What is needed:
Print all of the lines exactly. Any picture among them stays out.

Information shown:
:::::

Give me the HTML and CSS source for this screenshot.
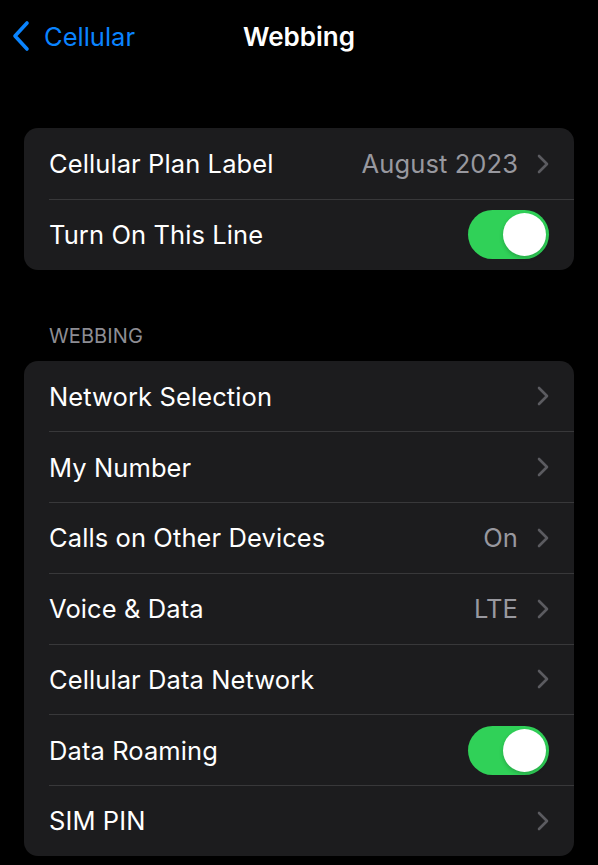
FILE: index.html
```html
<!DOCTYPE html>
<html>
<head>
<meta charset="utf-8">
<link rel="stylesheet" href="styles.css">
</head>
<body>
<div class="screen">
  <header class="navbar">
    <a class="back">
      <svg class="back-chev" width="20" height="32" viewBox="0 0 20 32"><path d="M16 3 L4 16 L16 29" fill="none" stroke="#0a84ff" stroke-width="3.6" stroke-linecap="round" stroke-linejoin="round"/></svg>
      <span>Cellular</span>
    </a>
    <h1 class="title">Webbing</h1>
  </header>

  <section class="group first">
    <div class="row">
      <span class="label">Cellular Plan Label</span>
      <span class="value">August 2023</span>
      <svg class="chev" width="12" height="20" viewBox="0 0 12 20"><path d="M2 2 L10 10 L2 18" fill="none" stroke="#5b5b60" stroke-width="2.6" stroke-linecap="round" stroke-linejoin="round"/></svg>
    </div>
    <div class="row">
      <span class="label">Turn On This Line</span>
      <span class="toggle on"><span class="knob"></span></span>
    </div>
  </section>

  <div class="section-header">WEBBING</div>

  <section class="group">
    <div class="row">
      <span class="label">Network Selection</span>
      <svg class="chev" width="12" height="20" viewBox="0 0 12 20"><path d="M2 2 L10 10 L2 18" fill="none" stroke="#5b5b60" stroke-width="2.6" stroke-linecap="round" stroke-linejoin="round"/></svg>
    </div>
    <div class="row">
      <span class="label">My Number</span>
      <svg class="chev" width="12" height="20" viewBox="0 0 12 20"><path d="M2 2 L10 10 L2 18" fill="none" stroke="#5b5b60" stroke-width="2.6" stroke-linecap="round" stroke-linejoin="round"/></svg>
    </div>
    <div class="row">
      <span class="label">Calls on Other Devices</span>
      <span class="value">On</span>
      <svg class="chev" width="12" height="20" viewBox="0 0 12 20"><path d="M2 2 L10 10 L2 18" fill="none" stroke="#5b5b60" stroke-width="2.6" stroke-linecap="round" stroke-linejoin="round"/></svg>
    </div>
    <div class="row">
      <span class="label">Voice &amp; Data</span>
      <span class="value">LTE</span>
      <svg class="chev" width="12" height="20" viewBox="0 0 12 20"><path d="M2 2 L10 10 L2 18" fill="none" stroke="#5b5b60" stroke-width="2.6" stroke-linecap="round" stroke-linejoin="round"/></svg>
    </div>
    <div class="row">
      <span class="label">Cellular Data Network</span>
      <svg class="chev" width="12" height="20" viewBox="0 0 12 20"><path d="M2 2 L10 10 L2 18" fill="none" stroke="#5b5b60" stroke-width="2.6" stroke-linecap="round" stroke-linejoin="round"/></svg>
    </div>
    <div class="row">
      <span class="label">Data Roaming</span>
      <span class="toggle on"><span class="knob"></span></span>
    </div>
    <div class="row">
      <span class="label">SIM PIN</span>
      <svg class="chev" width="12" height="20" viewBox="0 0 12 20"><path d="M2 2 L10 10 L2 18" fill="none" stroke="#5b5b60" stroke-width="2.6" stroke-linecap="round" stroke-linejoin="round"/></svg>
    </div>
  </section>
</div>
</body>
</html>
```

FILE: styles.css
```css
* { box-sizing: border-box; }
html, body {
  margin: 0;
  padding: 0;
  background: #000;
}
body {
  font-family: Inter, "Noto Sans", "Liberation Sans", sans-serif;
  color: #fff;
  -webkit-font-smoothing: antialiased;
}
.screen {
  width: 598px;
  height: 865px;
  overflow: hidden;
  padding: 0 24px;
}
.navbar {
  position: relative;
  height: 74px;
  display: flex;
  align-items: center;
  justify-content: center;
}
.back {
  position: absolute;
  left: -13px;
  top: 20px;
  display: flex;
  align-items: center;
  gap: 13px;
  color: #0a84ff;
  font-size: 25.5px;
  letter-spacing: 0;
}
.back-chev { display: block; }
.title {
  margin: 0 0 2px 0;
  font-size: 26px;
  font-weight: 600;
  letter-spacing: 0;
}
.group {
  background: #1c1c1e;
  border-radius: 14px;
  overflow: hidden;
}
.group.first { margin-top: 54px; }
.row {
  height: 70.75px;
  display: flex;
  align-items: center;
  padding: 1px 25px 0 25px;
  position: relative;
}
.row + .row::before {
  content: "";
  position: absolute;
  top: 0;
  left: 25px;
  right: 0;
  height: 1px;
  background: #38383a;
}
.label {
  flex: 1;
  font-size: 25.5px;
  letter-spacing: 0.1px;
  color: #fff;
}
.value {
  font-size: 25.5px;
  letter-spacing: 0.1px;
  color: #98989f;
  margin-right: 19px;
}
.chev { display: block; }
.toggle {
  width: 81px;
  height: 49px;
  border-radius: 25px;
  background: #3a3a3c;
  position: relative;
}
.toggle.on { background: #30d158; }
.knob {
  position: absolute;
  top: 3px;
  right: 3px;
  width: 43px;
  height: 43px;
  border-radius: 50%;
  background: #fff;
  box-shadow: 0 2px 4px rgba(0,0,0,0.2);
}
.section-header {
  margin: 54px 0 0 25px;
  height: 37px;
  font-size: 20px;
  color: #8d8d93;
  letter-spacing: 0.1px;
}
```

:::::

Task response:
Give me the HTML and CSS source for this screenshot.
FILE: index.html
```html
<!DOCTYPE html>
<html>
<head>
<meta charset="utf-8">
<link rel="stylesheet" href="styles.css">
</head>
<body>
<div class="screen">
  <header class="navbar">
    <a class="back">
      <svg class="back-chev" width="20" height="32" viewBox="0 0 20 32"><path d="M16 3 L4 16 L16 29" fill="none" stroke="#0a84ff" stroke-width="3.6" stroke-linecap="round" stroke-linejoin="round"/></svg>
      <span>Cellular</span>
    </a>
    <h1 class="title">Webbing</h1>
  </header>

  <section class="group first">
    <div class="row">
      <span class="label">Cellular Plan Label</span>
      <span class="value">August 2023</span>
      <svg class="chev" width="12" height="20" viewBox="0 0 12 20"><path d="M2 2 L10 10 L2 18" fill="none" stroke="#5b5b60" stroke-width="2.6" stroke-linecap="round" stroke-linejoin="round"/></svg>
    </div>
    <div class="row">
      <span class="label">Turn On This Line</span>
      <span class="toggle on"><span class="knob"></span></span>
    </div>
  </section>

  <div class="section-header">WEBBING</div>

  <section class="group">
    <div class="row">
      <span class="label">Network Selection</span>
      <svg class="chev" width="12" height="20" viewBox="0 0 12 20"><path d="M2 2 L10 10 L2 18" fill="none" stroke="#5b5b60" stroke-width="2.6" stroke-linecap="round" stroke-linejoin="round"/></svg>
    </div>
    <div class="row">
      <span class="label">My Number</span>
      <svg class="chev" width="12" height="20" viewBox="0 0 12 20"><path d="M2 2 L10 10 L2 18" fill="none" stroke="#5b5b60" stroke-width="2.6" stroke-linecap="round" stroke-linejoin="round"/></svg>
    </div>
    <div class="row">
      <span class="label">Calls on Other Devices</span>
      <span class="value">On</span>
      <svg class="chev" width="12" height="20" viewBox="0 0 12 20"><path d="M2 2 L10 10 L2 18" fill="none" stroke="#5b5b60" stroke-width="2.6" stroke-linecap="round" stroke-linejoin="round"/></svg>
    </div>
    <div class="row">
      <span class="label">Voice &amp; Data</span>
      <span class="value">LTE</span>
      <svg class="chev" width="12" height="20" viewBox="0 0 12 20"><path d="M2 2 L10 10 L2 18" fill="none" stroke="#5b5b60" stroke-width="2.6" stroke-linecap="round" stroke-linejoin="round"/></svg>
    </div>
    <div class="row">
      <span class="label">Cellular Data Network</span>
      <svg class="chev" width="12" height="20" viewBox="0 0 12 20"><path d="M2 2 L10 10 L2 18" fill="none" stroke="#5b5b60" stroke-width="2.6" stroke-linecap="round" stroke-linejoin="round"/></svg>
    </div>
    <div class="row">
      <span class="label">Data Roaming</span>
      <span class="toggle on"><span class="knob"></span></span>
    </div>
    <div class="row">
      <span class="label">SIM PIN</span>
      <svg class="chev" width="12" height="20" viewBox="0 0 12 20"><path d="M2 2 L10 10 L2 18" fill="none" stroke="#5b5b60" stroke-width="2.6" stroke-linecap="round" stroke-linejoin="round"/></svg>
    </div>
  </section>
</div>
</body>
</html>
```

FILE: styles.css
```css
* { box-sizing: border-box; }
html, body {
  margin: 0;
  padding: 0;
  background: #000;
}
body {
  font-family: Inter, "Noto Sans", "Liberation Sans", sans-serif;
  color: #fff;
  -webkit-font-smoothing: antialiased;
}
.screen {
  width: 598px;
  height: 865px;
  overflow: hidden;
  padding: 0 24px;
}
.navbar {
  position: relative;
  height: 74px;
  display: flex;
  align-items: center;
  justify-content: center;
}
.back {
  position: absolute;
  left: -13px;
  top: 20px;
  display: flex;
  align-items: center;
  gap: 13px;
  color: #0a84ff;
  font-size: 25.5px;
  letter-spacing: 0;
}
.back-chev { display: block; }
.title {
  margin: 0 0 2px 0;
  font-size: 26px;
  font-weight: 600;
  letter-spacing: 0;
}
.group {
  background: #1c1c1e;
  border-radius: 14px;
  overflow: hidden;
}
.group.first { margin-top: 54px; }
.row {
  height: 70.75px;
  display: flex;
  align-items: center;
  padding: 1px 25px 0 25px;
  position: relative;
}
.row + .row::before {
  content: "";
  position: absolute;
  top: 0;
  left: 25px;
  right: 0;
  height: 1px;
  background: #38383a;
}
.label {
  flex: 1;
  font-size: 25.5px;
  letter-spacing: 0.1px;
  color: #fff;
}
.value {
  font-size: 25.5px;
  letter-spacing: 0.1px;
  color: #98989f;
  margin-right: 19px;
}
.chev { display: block; }
.toggle {
  width: 81px;
  height: 49px;
  border-radius: 25px;
  background: #3a3a3c;
  position: relative;
}
.toggle.on { background: #30d158; }
.knob {
  position: absolute;
  top: 3px;
  right: 3px;
  width: 43px;
  height: 43px;
  border-radius: 50%;
  background: #fff;
  box-shadow: 0 2px 4px rgba(0,0,0,0.2);
}
.section-header {
  margin: 54px 0 0 25px;
  height: 37px;
  font-size: 20px;
  color: #8d8d93;
  letter-spacing: 0.1px;
}
```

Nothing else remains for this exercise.